Substantiate your words!

Posted by: Jeff at August 18, 2003 07:08 AM

Here is a great game for couples with PS2's: The adventures of cookie and cream. You even get to share the controller for simultaneous movement.

Posted by: Steve at August 18, 2003 03:11 PM

Steve: you're right, it's a great game. I preordered that sucker way back when :)
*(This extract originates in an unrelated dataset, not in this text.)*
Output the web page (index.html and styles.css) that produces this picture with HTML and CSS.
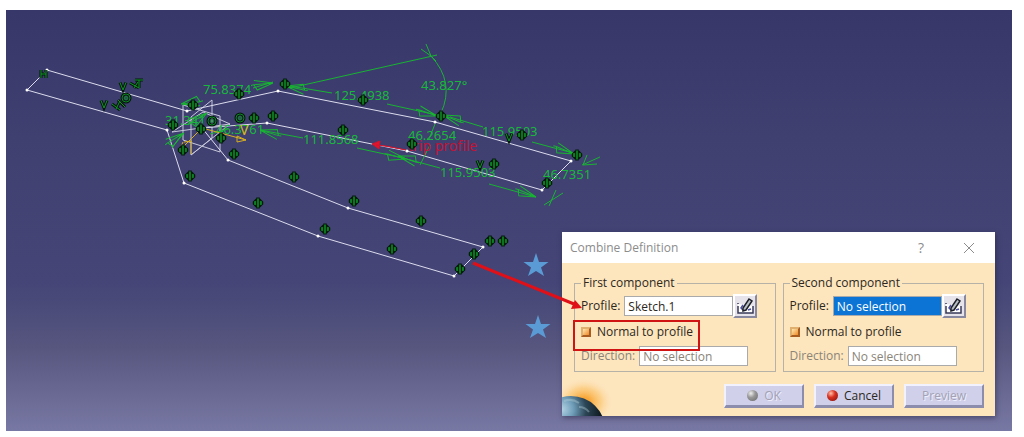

Posted by: Jeff at August 18, 2003 04:08 PM

a

Posted by: sa at September 11, 2003 02:27 AM

a

Posted by: sa at September 11, 2003 02:27 AM

omg...i loved this story. it's so much fun to see girls gaming more often. i play xbox live and i must say that since halo came out i can't get enough of fps'. the thing is that girl gamers are so varied in their taste in games. i can't stand sim's or silly puzzle games, though i fell in love with rayman. go fig. :) graphics and story will simply captivate me and increase my desire to play a game, but since xbox live i can't seem to care much about anything but playability. times are changing and so are womens tastes in games. just wait boys...were coming. (get your minds out of the gutter!!!) LOL

Posted by: Maharet at December 11, 2003 01:57 PM

It really is quite simple guys...
THERE IS NO SUCH THING AS A "GIRL GAMER".
We are all different, and that goes for girls as well as guys. I found Viewtiful J the most stylish game I have seen in years, and eagerly await the sequel, but I am the only person I know who does.